Yapacaklar tabii, yapsınlar. Demokraside şaklabanlık serbesttir.
Yanına kattıkları arkadaş, daha önce "Erdal İnönü reklamıyla" başarı kazanmış, yetenekli bir çocuk.
Uçakta sorular sormuş. Ne yer, ne içer, ne okur ne dinler, pantalon kullanımında sağcı mıdır solcu mudur, buna benzer çok önemli bilgiler...
Sayın Kılıçdaroğlu da, boş zamanlarında, televizyonda bu soruya muhatap olan her güzel manken kızımız gibi kitap okuyor, müzik dinliyor.
Yok, daha çok da "rapor" okuyormuş. Parti içinden kendisine verilen raporları. Bir de, Cumhuriyet gazetesinin bulmacalarını çözüyor, en zoru onlarmış. (Aynı gazetenin satranç problemleri de fena değildir.)
Fakat en çok sevdiği yazar... Elbette Yaşar Kemal.
Onu en çok etkilemiş roman... Elbette İnce Memed.
En sevdiği ressam... Hayrettir, Fikret Mualla. Aslında Nuri İyem severmiş ama (elbette!), çok pahalı olduğu için alamıyormuş. Fikret Otyam alıyormuş.
Sevdiği türkücüler, elbette en başta Ruhi Su, sonra Aşık Mahzuni Şerif ve Sabahat Akkiraz. (Arif Sağ'ın hakkını yemiş.) Sevdiği oyun, Halk Oyuncuları'nın bir zamanlar solcuları birbirine katmış "Devr-i Süleyman" adlı kötü müzikali... 1968... Ben Şan Tiyatrosu'nda turnede izlemiştim, o Ankara'da Çetin Köroğlu'ndan "orijinalini" izlemiş olmalı.
Sinemada da "yenileri pek bilmiyormuş", Zeki Ökten, Metin Erksan ve Lütfi Ömer Akad'da kalmış.
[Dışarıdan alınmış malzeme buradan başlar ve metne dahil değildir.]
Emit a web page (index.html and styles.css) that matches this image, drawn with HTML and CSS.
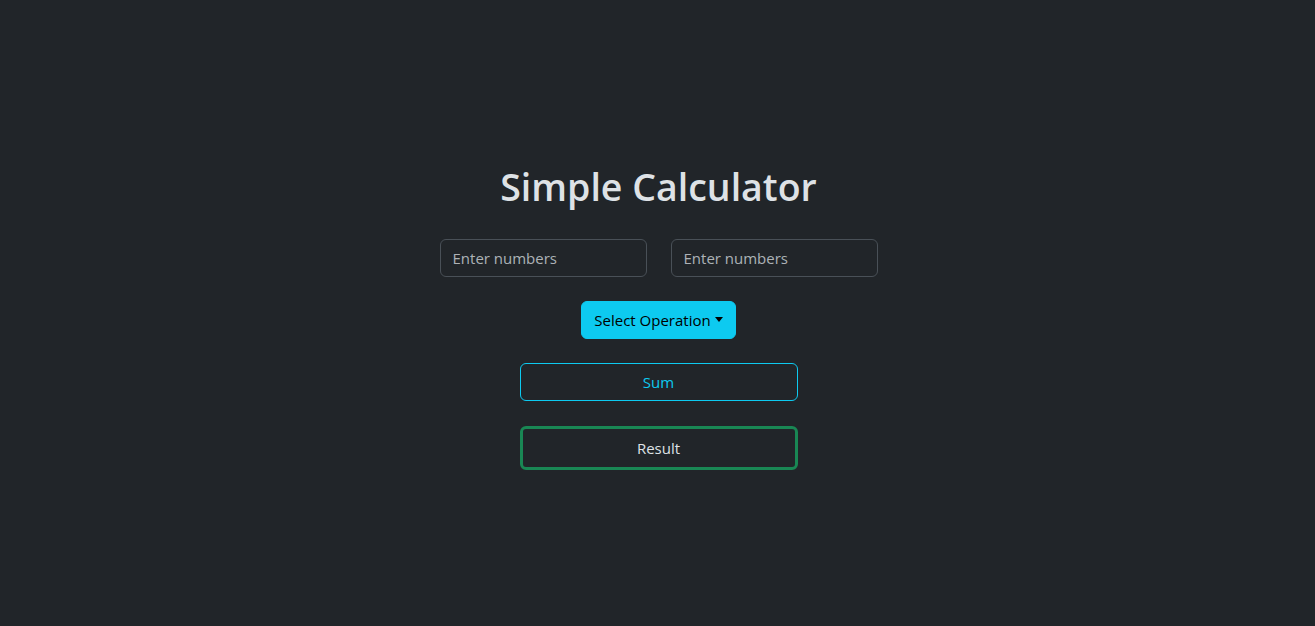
FILE: index.html
```html
<!DOCTYPE html>
<html lang="en" data-bs-theme="dark">
<head>
    <meta charset="UTF-8">
    <meta name="viewport" content="width=device-width, initial-scale=1.0">
    <title>Simple Calculator</title>
    <link rel="stylesheet" href="styles.css">
</head>
<body>
    <div class="container">
        <h1>Simple Calculator</h1>
        <div class="inputs">
            <input type="number" id="num1" placeholder="Enter numbers">
            <input type="number" id="num2" placeholder="Enter numbers">
        </div>
        <button class="btn-dropdown">Select Operation<span class="caret"></span></button>
        <button class="btn-sum">Sum</button>
        <div class="result">Result</div>
    </div>
</body>
</html>
```

FILE: styles.css
```css
body {
    font-family: "Open Sans", "Noto Sans", sans-serif;
    background-color: #212529;
    color: #dee2e6;
    margin: 0;
    padding: 0;
    display: flex;
    justify-content: center;
    align-items: center;
    min-height: 100vh;
}
.container {
    display: flex;
    flex-direction: column;
    align-items: center;
    gap: 24px;
    margin-left: 2px;
    padding-top: 8px;
}
h1 {
    font-size: 37.5px;
    font-weight: 600;
    line-height: 1.2;
    margin: 0 0 6px;
    color: #dee2e6;
}
.inputs {
    display: flex;
    gap: 24px;
}
.inputs input {
    width: 207px;
    height: 38px;
    box-sizing: border-box;
    padding: 6px 12px;
    font-family: inherit;
    font-size: 15px;
    color: #dee2e6;
    background-color: #212529;
    border: 1px solid #495057;
    border-radius: 6px;
    outline: none;
}
.inputs input::placeholder {
    color: rgba(222, 226, 230, 0.75);
}
button {
    font-family: inherit;
    font-size: 15px;
    height: 38px;
    box-sizing: border-box;
    border-radius: 6px;
    cursor: pointer;
}
.btn-dropdown {
    background-color: #0dcaf0;
    color: #000;
    border: 1px solid #0dcaf0;
    padding: 0 12px;
}
.caret {
    display: inline-block;
    margin-left: 4px;
    vertical-align: 4px;
    border-top: 5px solid #000;
    border-left: 4px solid transparent;
    border-right: 4px solid transparent;
}
.btn-sum {
    width: 278px;
    background: transparent;
    color: #0dcaf0;
    border: 1px solid #0dcaf0;
}
.result {
    width: 278px;
    height: 44px;
    box-sizing: border-box;
    border: 3px solid #198754;
    border-radius: 6px;
    display: flex;
    align-items: center;
    justify-content: center;
    font-size: 15px;
    margin-top: 1px;
}
```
Tövbe, bir de Marlon Brando'nun "Adada İsyan" filmini unutamıyor.
Gazeteci arkadaş açmamış, biz ekleyelim: Filmin adı "Burn!", ya da "Queimada Yanıyor".. Yöneten Gillo Pontecorvo.
Başka? Başka yok.
Kılıçdaroğlu'nun kültür dağarcığı bu kadar.
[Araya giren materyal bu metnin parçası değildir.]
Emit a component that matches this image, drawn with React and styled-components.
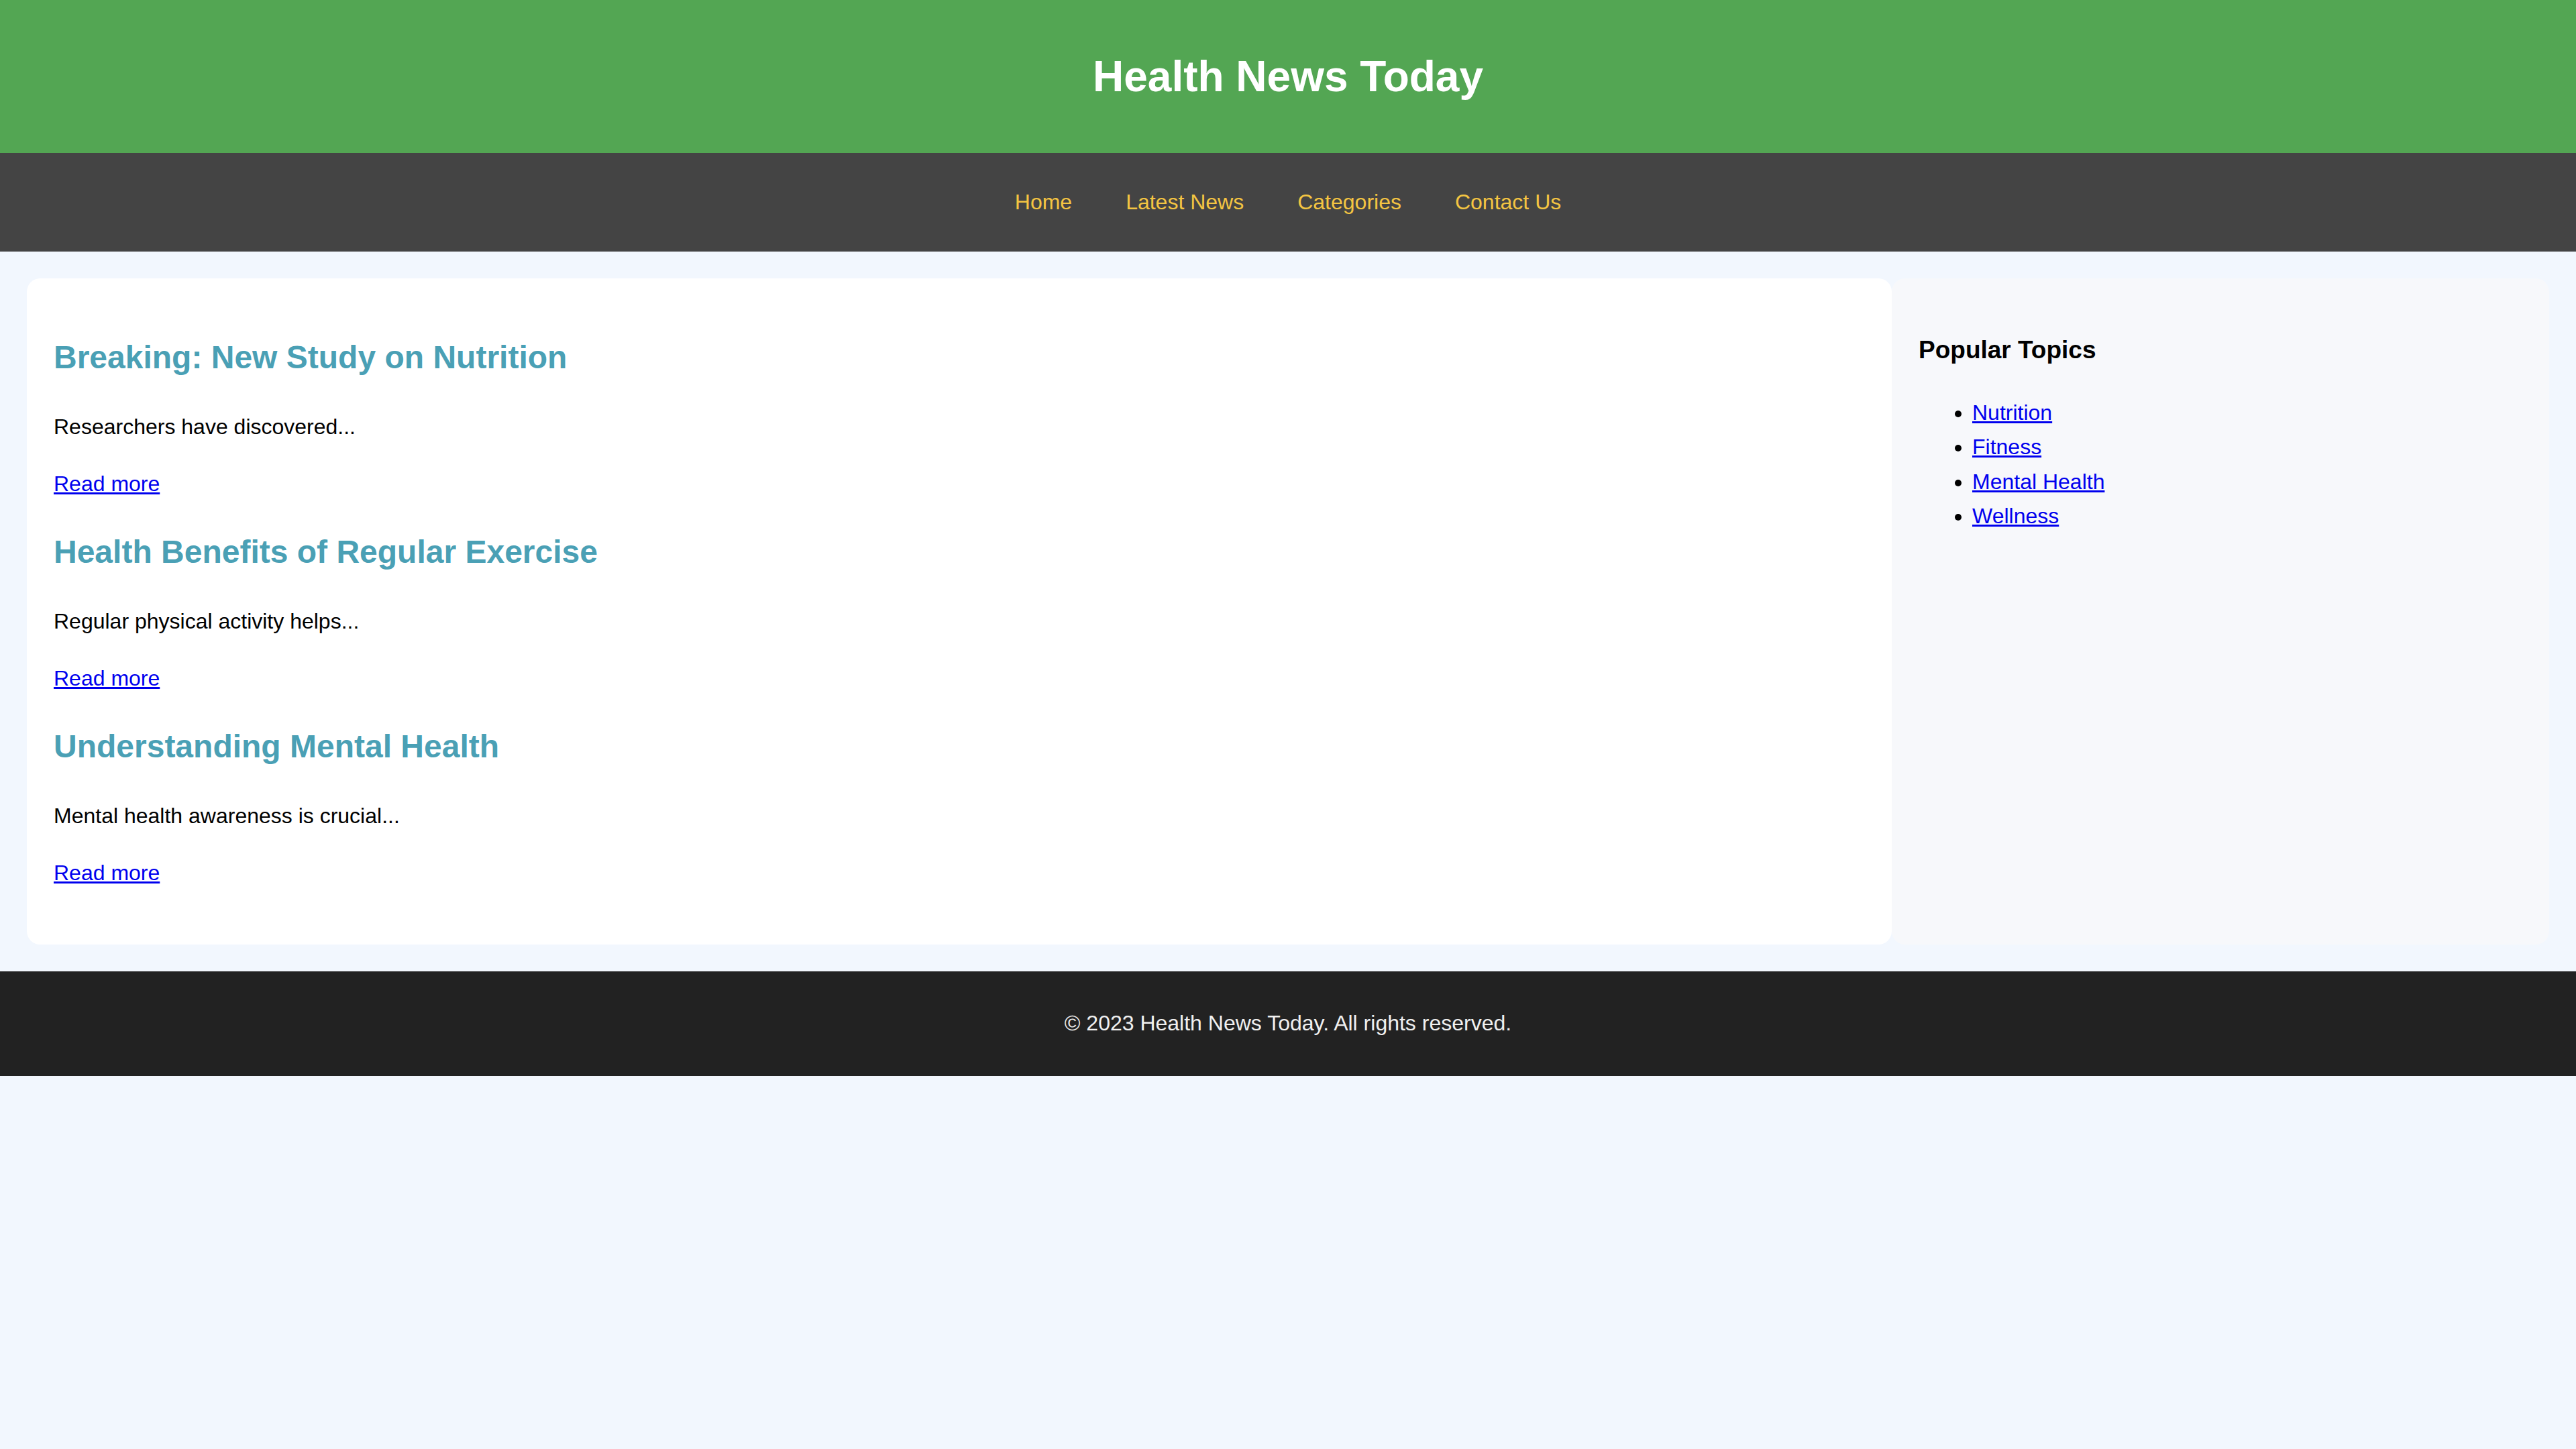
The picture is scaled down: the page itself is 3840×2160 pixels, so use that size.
import React from "react";
import styled, { createGlobalStyle } from "styled-components";

const articles = [
  { id: 1, title: "Breaking: New Study on Nutrition", summary: "Researchers have discovered..." },
  { id: 2, title: "Health Benefits of Regular Exercise", summary: "Regular physical activity helps..." },
  { id: 3, title: "Understanding Mental Health", summary: "Mental health awareness is crucial..." },
];

const topics = ["Nutrition", "Fitness", "Mental Health", "Wellness"];
const navLinks = ["Home", "Latest News", "Categories", "Contact Us"];

const GlobalStyle = createGlobalStyle`
  html, body {
    margin: 0;
    padding: 0;
    background: #f2f7fe;
    font-family: "Liberation Sans", Arial, sans-serif;
    font-size: 32px;
    line-height: 1.6;
    color: #000;
  }
`;

function App() {
  return (
    <>
      <GlobalStyle />
      <Header>
        <Title>Health News Today</Title>
      </Header>

      <Nav>
        {navLinks.map((link) => (
          <NavLink key={link} href="#">
            {link}
          </NavLink>
        ))}
      </Nav>

      <Main>
        <Content>
          {articles.map((article) => (
            <Article key={article.id}>
              <ArticleTitle>{article.title}</ArticleTitle>
              <Summary>{article.summary}</Summary>
              <ReadMore href="#">Read more</ReadMore>
            </Article>
          ))}
        </Content>

        <Sidebar>
          <SidebarTitle>Popular Topics</SidebarTitle>
          <TopicList>
            {topics.map((topic) => (
              <li key={topic}>
                <TopicLink href="#">{topic}</TopicLink>
              </li>
            ))}
          </TopicList>
        </Sidebar>
      </Main>

      <Footer>
        <FooterText>&copy; 2023 Health News Today. All rights reserved.</FooterText>
      </Footer>
    </>
  );
}

const Header = styled.header`
  height: 228px;
  background: #53a653;
  display: flex;
  align-items: center;
  justify-content: center;
`;

const Title = styled.h1`
  margin: 0;
  color: #fff;
  font-size: 64px;
  font-weight: 700;
  line-height: 1.2;
`;

const Nav = styled.nav`
  height: 147px;
  background: #444;
  display: flex;
  align-items: center;
  justify-content: center;
  gap: 80px;
`;

const NavLink = styled.a`
  color: #f4c542;
  font-size: 32px;
  text-decoration: none;
`;

const Main = styled.main`
  display: grid;
  grid-template-columns: 1fr 980px;
  padding: 40px;
`;

const Content = styled.section`
  background: #fff;
  border-radius: 20px;
  padding: 42px 40px 42px;
`;

const Article = styled.article`
  margin: 38px 0;
`;

const ArticleTitle = styled.h2`
  margin: 0;
  color: #4aa0b5;
  font-size: 48px;
  font-weight: 700;
`;

const Summary = styled.p`
  margin: 39px 0 0;
`;

const ReadMore = styled.a`
  display: block;
  width: fit-content;
  margin-top: 34px;
  color: #0000ee;
  text-decoration: underline;
`;

const Sidebar = styled.aside`
  background: #f7f8fb;
  border-radius: 20px;
  padding: 40px 40px;
`;

const SidebarTitle = styled.h3`
  margin: 37px 0 39px;
  font-size: 37px;
  font-weight: 700;
`;

const TopicList = styled.ul`
  margin: 0;
  padding-left: 80px;
`;

const TopicLink = styled.a`
  color: #0000ee;
  text-decoration: underline;
`;

const Footer = styled.footer`
  background: #222;
  height: 156px;
  display: flex;
  align-items: center;
  justify-content: center;
`;

const FooterText = styled.p`
  margin: 0;
  color: #f0f0f0;
`;

export default App;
Daha fazla da olamıyor. Kılıçdaroğlu yeni Türk yazarlarını, yeni Türk sinemasını izleyecek "kapasitede" değil.
Altmışlı yıllarda ne öğrendiyse, o.
Onu "yetmişli yıllarda kalmış" diye suçlayan arkadaşlar vardı, keşke yetmişlere gelebilse, Kılıçdaroğlu altmışlarda.
Başka bir şeye "muttali" olamıyor çünkü Kılıçdaroğlu'nda "lisan" da yok.
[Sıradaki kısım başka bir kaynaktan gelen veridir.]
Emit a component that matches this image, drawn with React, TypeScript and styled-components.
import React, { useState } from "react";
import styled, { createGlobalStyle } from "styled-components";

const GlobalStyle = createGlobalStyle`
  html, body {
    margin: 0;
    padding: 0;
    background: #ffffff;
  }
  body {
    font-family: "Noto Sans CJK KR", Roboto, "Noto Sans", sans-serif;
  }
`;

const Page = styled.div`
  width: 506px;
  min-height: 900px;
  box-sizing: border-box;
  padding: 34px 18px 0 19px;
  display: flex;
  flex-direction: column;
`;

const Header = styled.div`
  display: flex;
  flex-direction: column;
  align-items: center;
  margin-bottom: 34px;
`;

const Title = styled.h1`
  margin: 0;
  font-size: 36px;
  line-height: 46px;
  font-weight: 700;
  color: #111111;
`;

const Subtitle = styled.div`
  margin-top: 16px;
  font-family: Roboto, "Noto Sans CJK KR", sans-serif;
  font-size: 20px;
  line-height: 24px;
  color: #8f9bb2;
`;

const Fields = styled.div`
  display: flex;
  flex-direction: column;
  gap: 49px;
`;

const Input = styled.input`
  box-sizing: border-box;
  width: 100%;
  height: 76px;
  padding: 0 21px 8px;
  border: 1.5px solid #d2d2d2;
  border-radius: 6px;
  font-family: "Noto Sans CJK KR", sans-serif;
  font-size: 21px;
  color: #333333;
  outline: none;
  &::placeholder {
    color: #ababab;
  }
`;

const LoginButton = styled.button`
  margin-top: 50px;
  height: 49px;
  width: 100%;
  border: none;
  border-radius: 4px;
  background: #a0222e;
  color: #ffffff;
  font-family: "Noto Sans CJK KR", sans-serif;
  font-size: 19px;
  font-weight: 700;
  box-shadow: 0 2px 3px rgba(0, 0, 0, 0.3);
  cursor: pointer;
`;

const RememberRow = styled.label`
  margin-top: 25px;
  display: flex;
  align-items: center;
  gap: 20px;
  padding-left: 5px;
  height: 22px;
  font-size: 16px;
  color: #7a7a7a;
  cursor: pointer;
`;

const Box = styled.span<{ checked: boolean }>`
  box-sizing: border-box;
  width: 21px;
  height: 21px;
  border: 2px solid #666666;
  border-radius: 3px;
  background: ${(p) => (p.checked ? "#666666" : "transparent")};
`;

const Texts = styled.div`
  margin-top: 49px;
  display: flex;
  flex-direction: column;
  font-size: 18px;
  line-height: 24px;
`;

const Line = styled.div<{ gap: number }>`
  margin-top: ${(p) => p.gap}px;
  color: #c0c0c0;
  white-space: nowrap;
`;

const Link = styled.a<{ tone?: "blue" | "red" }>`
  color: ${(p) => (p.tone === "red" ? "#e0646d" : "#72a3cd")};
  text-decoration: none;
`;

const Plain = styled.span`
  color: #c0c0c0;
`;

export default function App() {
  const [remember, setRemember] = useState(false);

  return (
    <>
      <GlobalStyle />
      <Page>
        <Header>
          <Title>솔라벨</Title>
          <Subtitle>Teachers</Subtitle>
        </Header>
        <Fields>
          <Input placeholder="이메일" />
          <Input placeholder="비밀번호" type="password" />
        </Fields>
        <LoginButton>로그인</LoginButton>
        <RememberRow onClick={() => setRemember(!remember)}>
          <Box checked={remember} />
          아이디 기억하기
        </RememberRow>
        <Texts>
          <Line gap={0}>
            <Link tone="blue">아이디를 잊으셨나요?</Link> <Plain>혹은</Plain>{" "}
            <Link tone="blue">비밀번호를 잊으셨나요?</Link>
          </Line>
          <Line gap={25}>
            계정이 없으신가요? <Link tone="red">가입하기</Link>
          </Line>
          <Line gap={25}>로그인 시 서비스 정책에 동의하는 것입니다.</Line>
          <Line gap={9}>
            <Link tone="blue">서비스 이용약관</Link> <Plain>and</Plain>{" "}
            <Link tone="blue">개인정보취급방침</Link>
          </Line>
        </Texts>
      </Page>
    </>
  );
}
Dünyada olup bitenleri izlemeye vakti de yok, altyapısı da.
Ama, Flaubert'in "idee reçue" dediği önyargılardan bol bol vardır. Sorun, hiç okumadan Kemal Tahir'den nefret ediyordur. (Murat Belge hiç olmazsa okuduktan sonra ediyordu.) Kılıçdaroğlu'nun "kalibresi", onun reklamını yapan gazetenin kadrosunun ve müşterisinin kalibresiyle mükemmelen örtüşüyor. Onda kendilerini bulmuşlar ve mutlu olmuşlardır.
Onları çok iyi hatırlarım... Altmışlı yılların kırpık bıyıklı, beyaz gömlekli, füme pantalonlu, gri hırkalı, spor ayakkabılı, İstanbul ya da Ankara'da bir üniversiteye kapağı atmış Anadolu gençleri... İçki sevmezler, çokça çay ve yanında Birinci sigarası içerlerdi (Kılıçdaroğlu bir günde bırakmış.)
Koltuklarının altında "bir bayrak gibi" taşıdıkları Cumhuriyet gazetesi ya da Yön dergisi yüzünden faşistlerden sık sık dayak yerlerdi.
Haksızlık da etmeyelim, hiç ilerlememiş değiller. Günümüzde faşistlere şirin görünmek için "Horasan yaylasının Oğuz Türkleri'nin Kayı boyundan geldik" diye pazarlıyorlar kendilerini.
Ne de olsa yaşlandılar. Ömürlerini de böyle tüketecekler, hep muhalefette.